The true impact of the improved California incentive has yet to be felt. As FilmLA CEO Denise Gutches points out, the first projects were approved under the program in August, and they have 180 days to start filming, “so we’re expecting to see [the effects] in February. We’re also working with the California Film Commission to understand which projects will be working locally in the region of Los Angeles, so that we can start to reach out to them to say, ‘What can we do to support you better through our production planning team?’”

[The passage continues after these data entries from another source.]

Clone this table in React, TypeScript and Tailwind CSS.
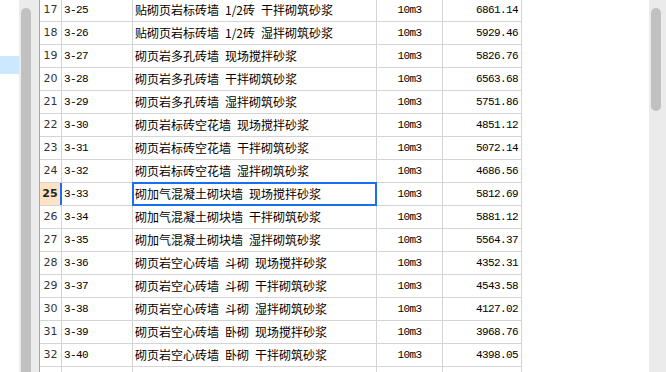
const rows = [
  { no: 17, code: '3-25', name: '贴砌页岩标砖墙 1/2砖 干拌砌筑砂浆', price: '6861.14' },
  { no: 18, code: '3-26', name: '贴砌页岩标砖墙 1/2砖 湿拌砌筑砂浆', price: '5929.46' },
  { no: 19, code: '3-27', name: '砌页岩多孔砖墙 现场搅拌砂浆', price: '5826.76' },
  { no: 20, code: '3-28', name: '砌页岩多孔砖墙 干拌砌筑砂浆', price: '6563.68' },
  { no: 21, code: '3-29', name: '砌页岩多孔砖墙 湿拌砌筑砂浆', price: '5751.86' },
  { no: 22, code: '3-30', name: '砌页岩标砖空花墙 现场搅拌砂浆', price: '4851.12' },
  { no: 23, code: '3-31', name: '砌页岩标砖空花墙 干拌砌筑砂浆', price: '5072.14' },
  { no: 24, code: '3-32', name: '砌页岩标砖空花墙 湿拌砌筑砂浆', price: '4686.56' },
  { no: 25, code: '3-33', name: '砌加气混凝土砌块墙 现场搅拌砂浆', price: '5812.69' },
  { no: 26, code: '3-34', name: '砌加气混凝土砌块墙 干拌砌筑砂浆', price: '5881.12' },
  { no: 27, code: '3-35', name: '砌加气混凝土砌块墙 湿拌砌筑砂浆', price: '5564.37' },
  { no: 28, code: '3-36', name: '砌页岩空心砖墙 斗砌 现场搅拌砂浆', price: '4352.31' },
  { no: 29, code: '3-37', name: '砌页岩空心砖墙 斗砌 干拌砌筑砂浆', price: '4543.58' },
  { no: 30, code: '3-38', name: '砌页岩空心砖墙 斗砌 湿拌砌筑砂浆', price: '4127.02' },
  { no: 31, code: '3-39', name: '砌页岩空心砖墙 卧砌 现场搅拌砂浆', price: '3968.76' },
  { no: 32, code: '3-40', name: '砌页岩空心砖墙 卧砌 干拌砌筑砂浆', price: '4398.05' },
  { no: 33, code: '3-41', name: '砌页岩空心砖墙 卧砌 湿拌砌筑砂浆', price: '4210.33' },
];

const SELECTED = 25;
const mono = "font-['Liberation_Mono',monospace] text-[11px] tracking-[-0.6px]";

export default function App() {
  return (
    <div className="w-[666px] h-[372px] overflow-hidden flex bg-white text-black">
      {/* left tree panel edge */}
      <div className="w-[19px] shrink-0 pt-[56px]">
        <div className="h-[18px] bg-[#cce8ff]" />
      </div>
      <div className="w-[20px] shrink-0 bg-[#ebebeb] pl-[2px] pt-[8px]">
        <div className="w-[10px] h-full rounded-t-full bg-[#c1c1c1]" />
      </div>

      {/* grid */}
      <div className="flex-1 flex border-l border-[#a8a8a8]">
        <div className="w-[482px] shrink-0 -mt-px">
          {rows.map((r) => {
            const sel = r.no === SELECTED;
            return (
              <div key={r.no} className="flex h-[23px] border-b border-[#d4d4d4]">
                <div
                  className={
                    sel
                      ? "w-[22px] shrink-0 flex items-center justify-center border-r-2 border-[#1a6ff0] bg-[#fde3c3] font-['DejaVu_Sans',sans-serif] text-[11px] font-bold text-[#222]"
                      : "w-[22px] shrink-0 flex items-center justify-center border-r border-[#d4d4d4] font-['DejaVu_Sans',sans-serif] text-[11px] text-[#333]"
                  }
                >
                  {r.no}
                </div>
                <div className={`w-[71px] shrink-0 flex items-center pl-[2px] border-r border-[#d4d4d4] ${mono}`}>
                  {r.code}
                </div>
                <div className="relative w-[244px] shrink-0 flex items-center pl-[2px] border-r border-[#d4d4d4] font-['Noto_Sans_CJK_SC',sans-serif] text-[12px] whitespace-nowrap">
                  {r.name.split(' ').join('\u2002')}
                  {sel && <div className="absolute -top-px -left-px -right-px -bottom-px border-2 border-[#1a6ff0]" />}
                </div>
                <div className={`w-[66px] shrink-0 flex items-center justify-center border-r border-[#d4d4d4] ${mono}`}>
                  10m3
                </div>
                <div className={`w-[79px] shrink-0 flex items-center justify-end pr-[3px] border-r border-[#d4d4d4] ${mono}`}>
                  {r.price}
                </div>
              </div>
            );
          })}
        </div>
        <div className="flex-1" />
      </div>

      {/* right scrollbar */}
      <div className="w-[17px] shrink-0 bg-[#ebebeb] pl-[2px] pt-[8px]">
        <div className="w-[10px] h-[103px] rounded-full bg-[#c1c1c1]" />
      </div>
    </div>
  );
}
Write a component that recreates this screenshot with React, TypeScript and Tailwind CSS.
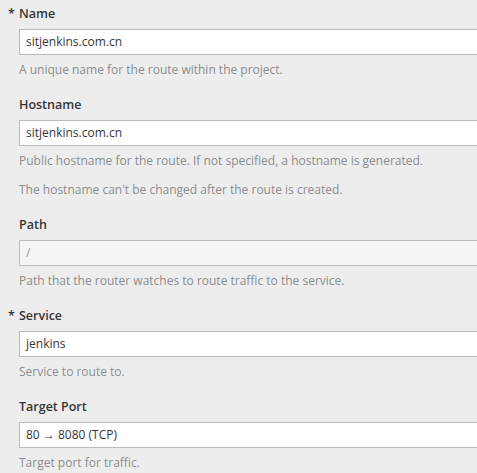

Although California’s production activity has been in decline in recent years — with Los Angeles’ share of U.S.-produced scripted content dipping to a historic low of 18.3% in 2024 — the state’s century-plus reign as the No. 1 film and TV production economy in the world has continued unabated. And all things production should further improve when, on Jan. 26, the application window opens for animation and large-scale competition series, which are eligible for the California tax credit for the first time under the revised incentive.
“We had work that we needed to do on the state level, which we’ve done, so I’m optimistic about the future,” says Bell. “We’ve got the infrastructure and the equipment and the innovation. It’s all happening here in California.”